A former three-time at-large councilor, Murphy has served as Ward 2 councilor since 2019. The Council chose him then, too, to fill the seat after Nelson Roman resigned. Murphy had originally not planned to seek a full term that year, but ran when no other candidates stepped forward.

According to his Council webpage, Murphy had previously served from 1976 to 1980, from 1982 to 1984 and again from 1988 to 1992.
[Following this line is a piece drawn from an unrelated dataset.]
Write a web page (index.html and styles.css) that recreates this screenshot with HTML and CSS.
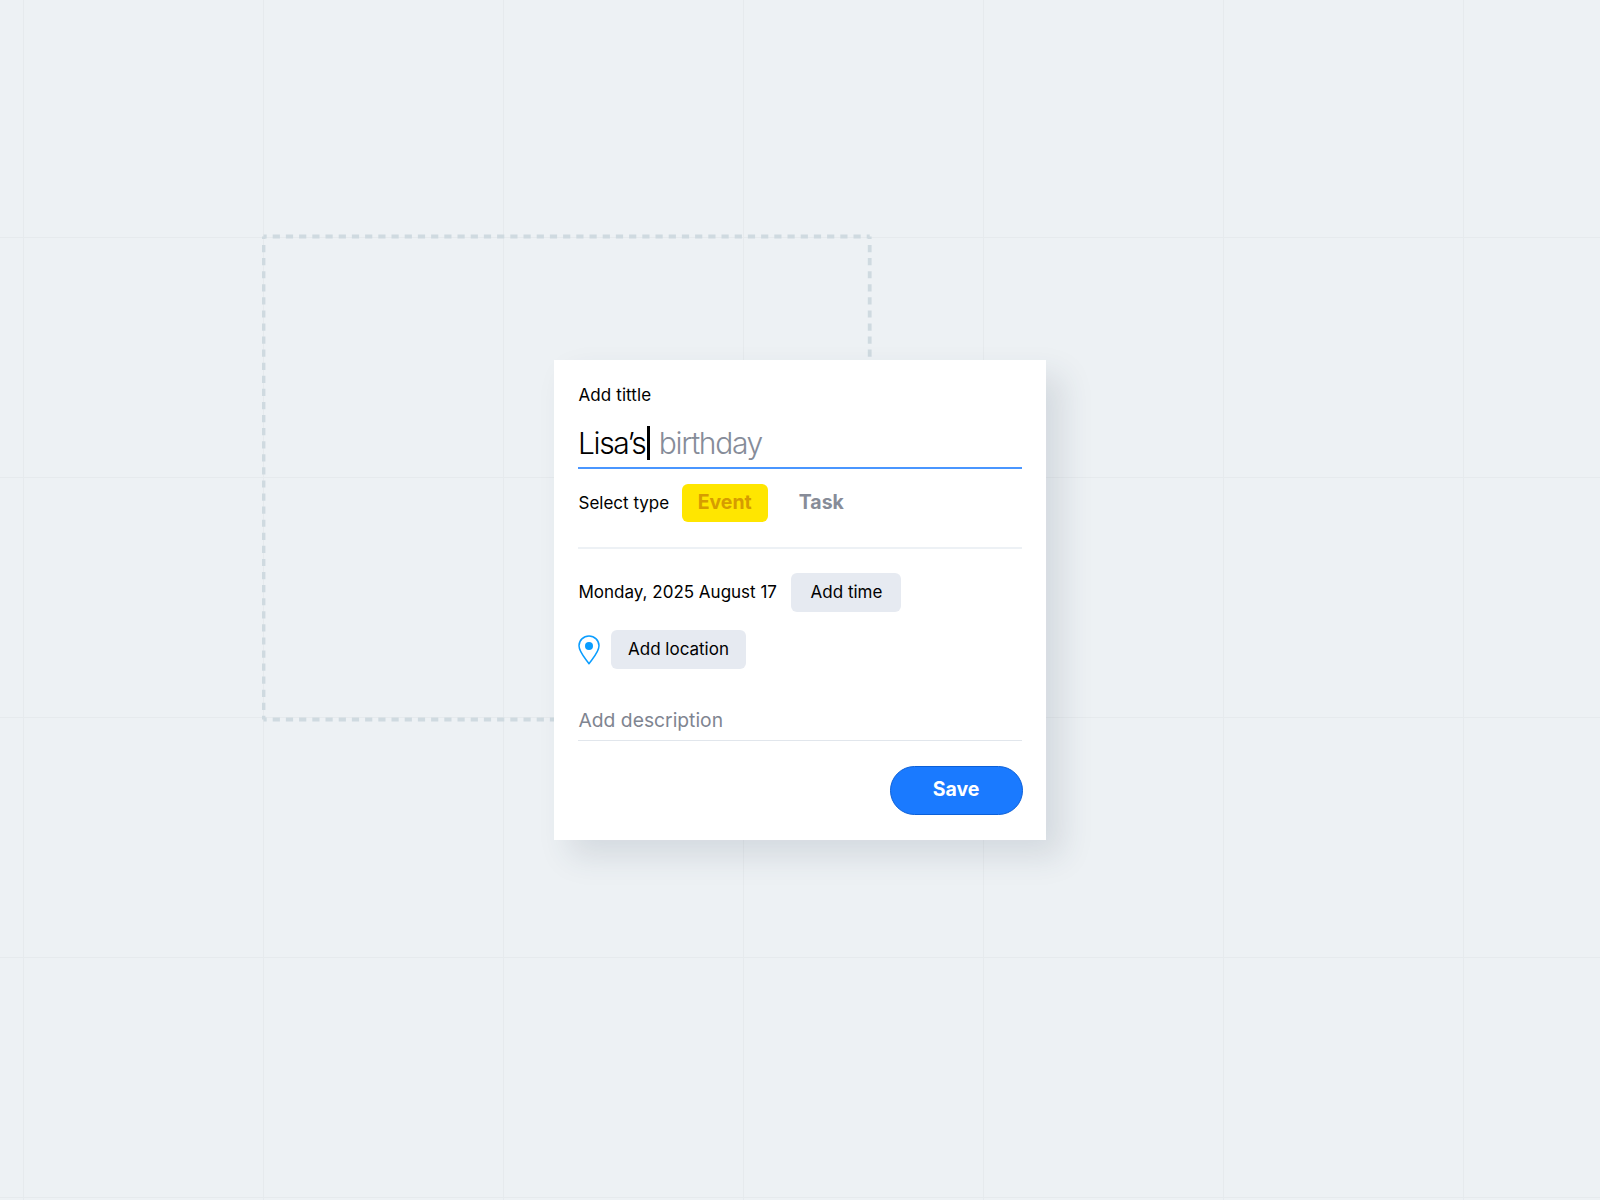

With two councilors vying for mayor, but neither seeking the acting title, the contest to succeed McGee will have big short-term impacts, but few long-term political implications. Still, for some Holyoke chin-scratchers, the vote offered vague echoes of the decade-long Morse wars between the city’s political factions.

Peter Tallman

Councilor Tallman, but short on the votes. (via

The 8-5 vote in Murphy’s favor—which the Council nominally revised to unanimous—followed familiar patterns. Councilors Juan Anderson-Burgos, Libby Hernandez, Glady Lebron-Martinez and Rebecca Lisi in voting for Tallman, a long-serving member who also voted for himself. The three Latino councilors and Lisi were often allies of Morse. Tallman himself was neither a stalwart supporter of Morse’s agenda nor among those ever-rending their garments over the ex-mayor’s every move.

“Terry, I am 100 % behind you,” Tallman said after the vote. “Like you, I love the city. I’m glad you did step up. I’m sure you’ll do a great job for the city.”

To be fair, Murphy did not fit cleanly into either category either. Overlapping with two out Morse’s nine years as mayor, Murphy only became a critic later in Morse’s mayoralty. Still, many if not all votes Murphy received came from the crowd prone to Morse-induced ischemia.

In Massachusetts, ascendance to acting mayor usually does not void a councilor’s position on their legislative body. There are exceptions. Lawrence, which like Holyoke moved to cancel a special election after its executive departed early, explicitly vacates the councilor’s seat while he or she is acting mayor. The vacancy procedures for that council seat then apply. However, if voters elect somebody else to become mayor, the acting mayor returns to the Council, displacing their council successor.

Holyoke has no such provision, but councilors wanted explicit assurance the acting mayor did not lose their Council seat. Presumably, this would supersede any laws that would discourage a councilor acting as mayor from participating in Council votes.

At the meeting Monday, McGee said he had invited both Murphy and Tallman to speak with department heads so whoever won could hit the ground running. Acting mayors face some limitations. The Council has some say in decisions that they would not have with an elected mayor.

Murphy will take office once the City Clerk can administer the oath. He has not expressed any interest in seeking a full term. His mention of the months he would serve as and his wife’s acquiescence to even seeking the acting mayoralty suggest he has no longer-term designs.

Already in the race are Councilors Lisi and Michael Sullivan. At-large School Committee member Devin Sheehan has also announced a bid. Former Morse aide Billy Glidden has opened a campaign account and could announce as soon as this month. A Gloria Caballero and Christopher Kosinski have also pulled papers for mayor but otherwise have no tangible campaigns yet.